For decades, scientists have been trying to develop clean, limitless energy by re-creating the conditions at the center of the sun here on Earth. But if nuclear fusion is to be practical for electricity production, that immense, raging power must be controlled.
“When the plasma in a fusion experiment becomes unstable, it can escape confinement and touch the wall of the machine, causing severe damage and sometimes even melting or vaporizing components,” said Julian Kates-Harbeck, a physics Ph.D. student and a Department of Energy (DOE) Computational Science Graduate Fellow. “If you could predict those escapes, or ‘disruptions,’ you could mitigate their effects and build in safety protocols that would cool the plasma down gently and keep it from damaging the machine.”
In a new study published in Nature and led by the U.S. DOE’s Princeton Plasma Physics Laboratory (PPPL), Kates-Harbeck and his colleagues created a “deep learning” artificial intelligence (AI) code to successfully forecast disruptions in fusion reactors. The new method’s predictions can be applied across machines, making it a major step forward for international fusion energy initiatives.
The harder they come, the harder they fall
In the sun, lighter elements are fused into heavier ones in the form of intensely hot plasma, which generates energy. To re-create fusion, scientists use a tokamak: a building-sized, donut-shaped machine that contains hot plasma using a powerful magnetic field.
“Some of the biggest nuclear fusion machines in the field — hundreds of tons of solid steel — can jump a centimeter up in the air when a disruption happens,” said Kates-Harbeck. “That gives you an idea how much power is released. You really don’t want this to happen.”
Disruption prediction is critical, because the bigger the machine, the bigger the disruption. In the $25 billion Iter tokamak currently under construction in France, disruptions are expected to be severe: The machine has more than eight times the volume and energy of the Joint European Torus (JET), the next-largest magnetically confined plasma physics experiment in operation, and less surface area to capture it.

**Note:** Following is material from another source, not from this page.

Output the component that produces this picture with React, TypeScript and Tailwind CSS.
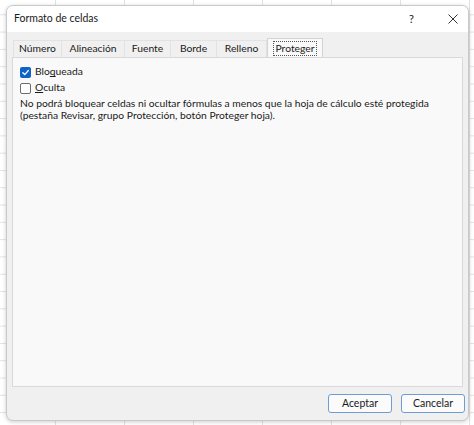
import React from 'react';

const tabs = ['Número', 'Alineación', 'Fuente', 'Borde', 'Relleno', 'Proteger'];
const tabWidths = ['w-[49px]', 'w-[63px]', 'w-[46px]', 'w-[46px]', 'w-[50px]', 'w-[56px]'];

const font = { fontFamily: 'Lato, "Noto Sans", sans-serif' };

const Check: React.FC<{ checked?: boolean }> = ({ checked }) =>
  checked ? (
    <span className="flex h-[11px] w-[11px] items-center justify-center rounded-[2px] bg-[#0f62c9]">
      <svg width="9" height="9" viewBox="0 0 10 10">
        <path d="M2 5.2 L4.2 7.3 L8.2 2.8" fill="none" stroke="#fff" strokeWidth="1.4" strokeLinecap="round" strokeLinejoin="round" />
      </svg>
    </span>
  ) : (
    <span className="h-[11px] w-[11px] rounded-[2px] border border-[#6e6e6e] bg-white" />
  );

const App: React.FC = () => {
  return (
    <div
      className="h-[425px] w-[474px] overflow-hidden bg-white bg-[linear-gradient(to_right,#e2e2e2_1px,transparent_1px),linear-gradient(to_bottom,#e2e2e2_1px,transparent_1px)] bg-[size:69px_17.3px] bg-[position:-14px_-3px] pt-[5px] pl-[6px]"
      style={font}
    >
      <div className="flex h-[416px] w-[463px] flex-col overflow-hidden rounded-[7px] border border-[#c9c9c9] bg-[#f0f0f0] text-[10.3px] text-[#1a1a1a] shadow-[0_1px_4px_rgba(0,0,0,0.2)]">
        {/* title bar */}
        <div className="flex h-[26px] shrink-0 items-center bg-white pl-[7px] pr-[10px]">
          <span className="text-[10.5px]">Formato de celdas</span>
          <span className="ml-auto mr-[34px] text-[11px]">?</span>
          <svg width="10" height="10" viewBox="0 0 10 10">
            <path d="M0.5 0.5 L9.5 9.5 M9.5 0.5 L0.5 9.5" stroke="#333" strokeWidth="1" />
          </svg>
        </div>

        {/* tabs */}
        <div className="flex h-[25px] shrink-0 items-end pl-[6px]">
          {tabs.map((t, i) =>
            i === tabs.length - 1 ? (
              <div
                key={t}
                className={`${tabWidths[i]} -mb-px flex h-[20px] items-center justify-center border border-b-0 border-[#d4d4d4] bg-[#f9f9f9]`}
              >
                <span className="border border-dotted border-[#555] px-[2px] leading-[13px]">{t}</span>
              </div>
            ) : (
              <div
                key={t}
                className={`${tabWidths[i]} flex h-[17px] items-center justify-center border-r border-t border-[#e2e2e2] ${i === 0 ? 'border-l' : ''}`}
              >
                {t}
              </div>
            )
          )}
        </div>

        {/* panel */}
        <div className="mx-[5px] flex h-[330px] shrink-0 flex-col border border-[#d9d9d9] bg-[#f9f9f9] pl-[7px] pt-[7px]">
          <label className="flex h-[14px] items-center gap-[4px]">
            <Check checked />
            <span>
              Blo<span className="underline">q</span>ueada
            </span>
          </label>
          <label className="mt-[2px] flex h-[14px] items-center gap-[4px]">
            <Check />
            <span>
              <span className="underline">O</span>culta
            </span>
          </label>
          <p className="mt-[2px] whitespace-nowrap leading-[12px]">
            No podrá bloquear celdas ni ocultar fórmulas a menos que la hoja de cálculo esté protegida
            <br />
            (pestaña Revisar, grupo Protección, botón Proteger hoja).
          </p>
        </div>

        {/* buttons */}
        <div className="flex flex-1 items-center justify-end gap-[9px] pr-[3px]">
          <button className="h-[19px] w-[64px] rounded-[3px] border border-[#6f9dd3] bg-[#fbfbfb] text-[10.5px]">
            Aceptar
          </button>
          <button className="h-[19px] w-[64px] rounded-[3px] border border-[#6f9dd3] bg-[#fbfbfb] text-[10.5px]">
            Cancelar
          </button>
        </div>
      </div>
    </div>
  );
};

export default App;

“We don’t have good strategies for completely avoiding these disruption events yet,” said Kates-Harbeck. “The best thing we can do is to predict when they are going to happen so we can avoid most of their adverse effects. That might be, for example, by injecting neutral gas that cools the plasma before it smashes into the wall. But you can’t mitigate anything if you don’t know it’s coming.”
Summer research
Kates-Harbeck worked at Princeton for a summer through his DOE fellowship. There, he teamed up with Bill Tang, principal research physicist at PPPL, professor in the Department of Astrophysical Sciences at Princeton, and the senior author on the study. Tang was just starting a new project using machine learning to tackle disruption prediction. For Kates-Harbeck, it was the perfect combination.
“My background is in physics and AI, so being able to combine both while working on a problem as meaningful as fusion energy — a topic I had always wanted to work on — was like hitting the jackpot,” he said. “People have been using classical machine learning on disruption prediction for years, but I’d just come out of my [computer science] master’s program and got really excited about applying deep learning to the problem. Bill was very open and supportive of the idea, and that’s how we got started.”
Tang called artificial intelligence “the most intriguing area of scientific growth right now,” and said, “to marry it to fusion science is very exciting. We’ve accelerated the ability to predict with high accuracy the most dangerous challenge to clean fusion energy.”